Before you begin your homestay, read more about Shanghai history!
Throughout most of China’s 5,000-year history, Shanghai was a quiet town dwarfed in size and importance by nearby Suzhou and Hangzhou. Before the nineteenth century, the town’s economy was completely dependent on cotton production and manufacturing. however, the industry was crushed by the industrial revolution in Britain and cotton production in the United States. It was the Ming Dynasty that served as the catalyst to Shanghai’s development. To keep Japanese pirates at bay, a wall was constructed, followed half a century later by the erection of the City God temple (Cheng huang Miao), an honor reserved for major cities. Both factors, but mostly the temple, reflected the town’s economic importance, giving the mere country town significant psychological encouragement.
It was already clear that Shanghai had potential for great economic growth owing to its strategic position at the mouth of the Yangtze river, giving it the ideal location for trade with the West.
From that point, Shanghai’s trade began to expand, and by 1735, it had grown into a major trade port. However, it was not until 1842 when the British arrived after their victory in the first opium War that Shanghai emerged as a major trading city. France and the United States, and later Japan, followed the British into Shanghai after the treaty of Nanking. Not only were Westerners granted concession areas in the city, but they also had complete control over Shanghai’s economy. after the end of the Sino-Japanese War, the Japanese established the first factories in Shanghai, beginning the city’s industrialization. By 1900, Shanghai had a population of one million and had emerged as one of the world’s leading commercial centers.

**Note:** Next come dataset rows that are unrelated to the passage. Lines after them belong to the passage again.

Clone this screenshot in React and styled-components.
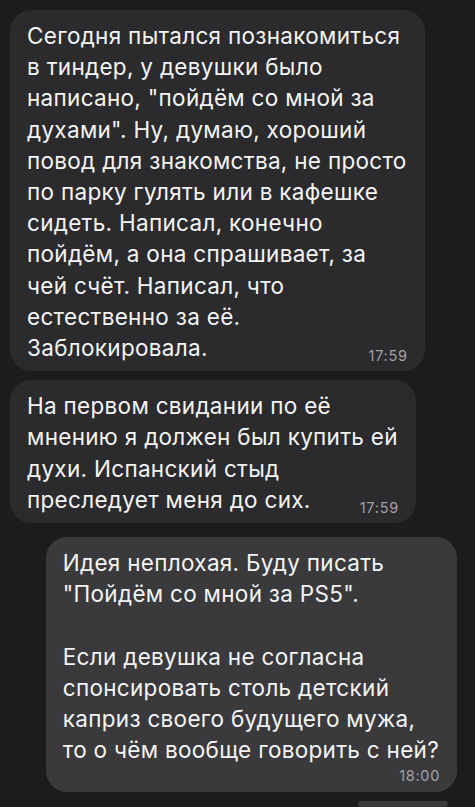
import React from "react";
import styled, { createGlobalStyle } from "styled-components";

// ============================
// Global
// ============================

const GlobalStyle = createGlobalStyle`
  html, body {
    margin: 0;
    padding: 0;
    background: #1c1c1e;
  }
  body {
    font-family: Inter, "Liberation Sans", Arial, sans-serif;
    -webkit-font-smoothing: antialiased;
  }
`;

// ============================
// Styled Components
// ============================

const Chat = styled.div`
  display: flex;
  flex-direction: column;
  padding: 10px 18px 0 10px;
  height: 807px;
  overflow: hidden;
  box-sizing: border-box;
`;

const Bubble = styled.div`
  display: flex;
  flex-direction: column;
  width: fit-content;
  box-sizing: border-box;
  padding: 10px 18px 8px 17px;
  border-radius: 21px;
  background: ${(p) => (p.$out ? "#3a3a3c" : "#2b2b2d")};
  align-self: ${(p) => (p.$out ? "flex-end" : "flex-start")};
  margin-top: ${(p) => p.$gap}px;
`;

const Text = styled.div`
  white-space: pre;
  color: #f4f4f5;
  font-size: 22.5px;
  letter-spacing: 0.3px;
  line-height: 31.2px;
`;

// last line of a message shares its row with the time
const LastRow = styled.div`
  display: flex;
  justify-content: ${(p) => (p.$stacked ? "flex-end" : "space-between")};
  align-items: flex-end;
  gap: 42px;
`;

const Time = styled.span`
  color: #a1a1a6;
  font-size: 14.5px;
  letter-spacing: 0.7px;
  line-height: 16px;
  margin-top: ${(p) => (p.$stacked ? "3px" : "0")};
  margin-bottom: ${(p) => (p.$stacked ? "0" : "-1px")};
  margin-right: -1px;
  flex-shrink: 0;
`;

const PeekBubble = styled.div`
  align-self: flex-end;
  width: 90px;
  height: 40px;
  margin-top: 9px;
  margin-right: 9px;
  border-radius: 20px;
  background: #3a3a3c;
`;

// ============================
// Data
// ============================

const messages = [
  {
    out: false,
    gap: 0,
    time: "17:59",
    text: `Сегодня пытался познакомиться
в тиндер, у девушки было
написано, "пойдём со мной за
духами". Ну, думаю, хороший
повод для знакомства, не просто
по парку гулять или в кафешке
сидеть. Написал, конечно
пойдём, а она спрашивает, за
чей счёт. Написал, что
естественно за её.
Заблокировала.`,
  },
  {
    out: false,
    gap: 9,
    time: "17:59",
    text: `На первом свидании по её
мнению я должен был купить ей
духи. Испанский стыд
преследует меня до сих.`,
  },
  {
    out: true,
    gap: 14,
    time: "18:00",
    stacked: true,
    text: `Идея неплохая. Буду писать
"Пойдём со мной за PS5".

Если девушка не согласна
спонсировать столь детский
каприз своего будущего мужа,
то о чём вообще говорить с ней?`,
  },
];

// ============================
// Component
// ============================

function Message({ out, gap, time, text, stacked }) {
  const lines = text.split("\n");
  const last = lines.pop();

  return (
    <Bubble $out={out} $gap={gap}>
      {stacked ? (
        <>
          <Text>{[...lines, last].join("\n")}</Text>
          <LastRow $stacked>
            <Time $stacked>{time}</Time>
          </LastRow>
        </>
      ) : (
        <>
          <Text>{lines.join("\n")}</Text>
          <LastRow>
            <Text>{last}</Text>
            <Time>{time}</Time>
          </LastRow>
        </>
      )}
    </Bubble>
  );
}

export default function App() {
  return (
    <>
      <GlobalStyle />
      <Chat>
        {messages.map((m, i) => (
          <Message key={i} {...m} />
        ))}
        <PeekBubble />
      </Chat>
    </>
  );
}
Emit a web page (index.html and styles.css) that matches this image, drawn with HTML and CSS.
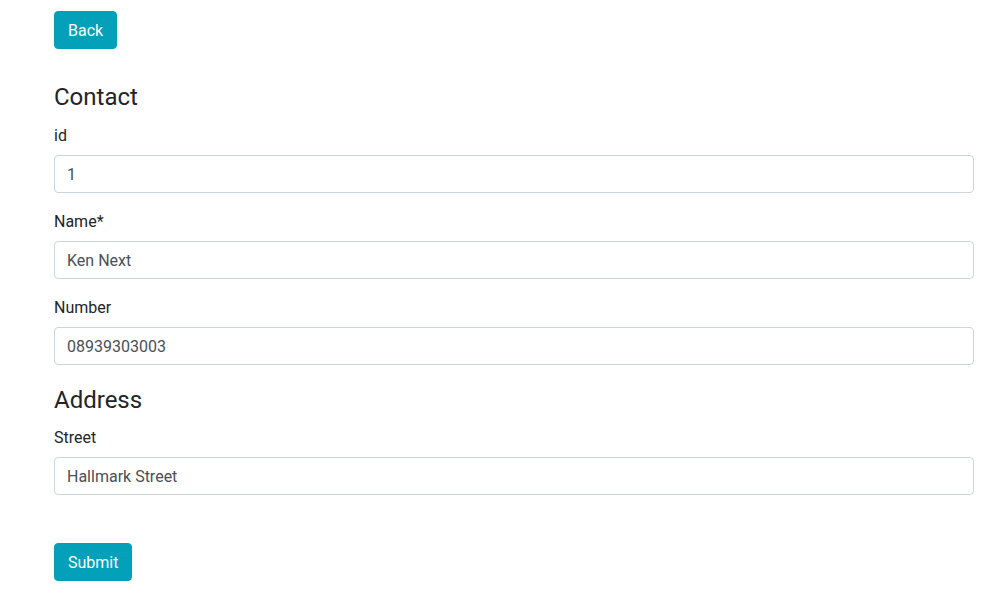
FILE: index.html
```html
<!DOCTYPE html>
<html>
<head>
<meta charset="utf-8">
<link rel="stylesheet" href="styles.css">
</head>
<body>
<div class="page">
  <div class="top"><button class="btn">Back</button></div>
  <h4 class="heading first">Contact</h4>
  <div class="group">
    <label class="label">id</label>
    <input class="input" value="1">
  </div>
  <div class="group">
    <label class="label">Name*</label>
    <input class="input" value="Ken Next">
  </div>
  <div class="group">
    <label class="label">Number</label>
    <input class="input" value="08939303003">
  </div>
  <h4 class="heading">Address</h4>
  <div class="group">
    <label class="label">Street</label>
    <input class="input" value="Hallmark Street">
  </div>
  <div class="actions"><button class="btn">Submit</button></div>
</div>
</body>
</html>
```
FILE: styles.css
```css
* { box-sizing: border-box; }
html, body { margin: 0; padding: 0; background: #fff; }
body {
  font-family: Roboto, "Liberation Sans", sans-serif;
  font-size: 16px;
  line-height: 1.5;
  color: #212529;
}
.page {
  padding: 11px 21px 0 54px;
}
.top { margin-bottom: 34px; }
.btn {
  display: inline-block;
  font-family: inherit;
  font-size: 16px;
  line-height: 24px;
  padding: 7px 13px 5px;
  color: #fff;
  background: #03a0b9;
  border: 1px solid #03a0b9;
  border-radius: 4px;
  cursor: pointer;
}
.heading {
  font-size: 24px;
  font-weight: 400;
  line-height: 1.2;
  margin: 0 0 11px;
}
.heading:not(.first) { margin-top: 21px; margin-bottom: 10px; }
.group { margin-bottom: 16px; }
.group:has(+ .heading) { margin-bottom: 0; }
.label {
  display: block;
  padding-top: 1px;
  margin-bottom: 7px;
  line-height: 24px;
}
.input {
  display: block;
  width: 100%;
  height: 38px;
  padding: 7px 12px 5px;
  font-family: inherit;
  font-size: 16px;
  line-height: 24px;
  color: #495057;
  background: #fff;
  border: 1px solid #ced4da;
  border-radius: 4px;
}
.actions { margin-top: 48px; }
.group:has(+ .actions) { margin-bottom: 0; }
```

During the first part of the twentieth century, the city came into uncertain economic times. in his efforts to wrest control of Shanghai away from foreigners, Chiang Kai-shek, leader of the Kuomintang, destabilized the economy. First, he demanded large monetary donations from local financial institutions and later nationalized all enterprises in the city. In 1937, after the Second Sino-Japanese War, the city fell under the control of the Japanese. after the city was secured by Communist forces in 1949, Shanghai spent decades being held up as a negative example for the rest of the country for harboring the ills of foreign culture and capitalism. its economy effectively mothballed as local taxes were used to build-up Beijing. During the 1980s, the early years of Deng Xiaoping’s reform era, Shanghai was overlooked in favor of Beijing and later the Pearl river Delta region. it was not until former Shanghai Mayors Jiang Zemin and Zhu rongji were in power during the early 1990s that Shanghai began to resurrect itself as a preeminent Asian city. in 1990, Shanghai’s return to prominence was given an invaluable boost by the establishment of the Pudong New area, an area the size of Singapore that sits on the opposite bank of the Huangpu river from Shanghai’s city center. Before 1990, the area of Pudong that is now the financial district was filled with worker slums and derelict warehouses. today, Pudong is a symbol of the city’s rapid rebound from the choke hold of central planning and this is where many of our homestay families are based.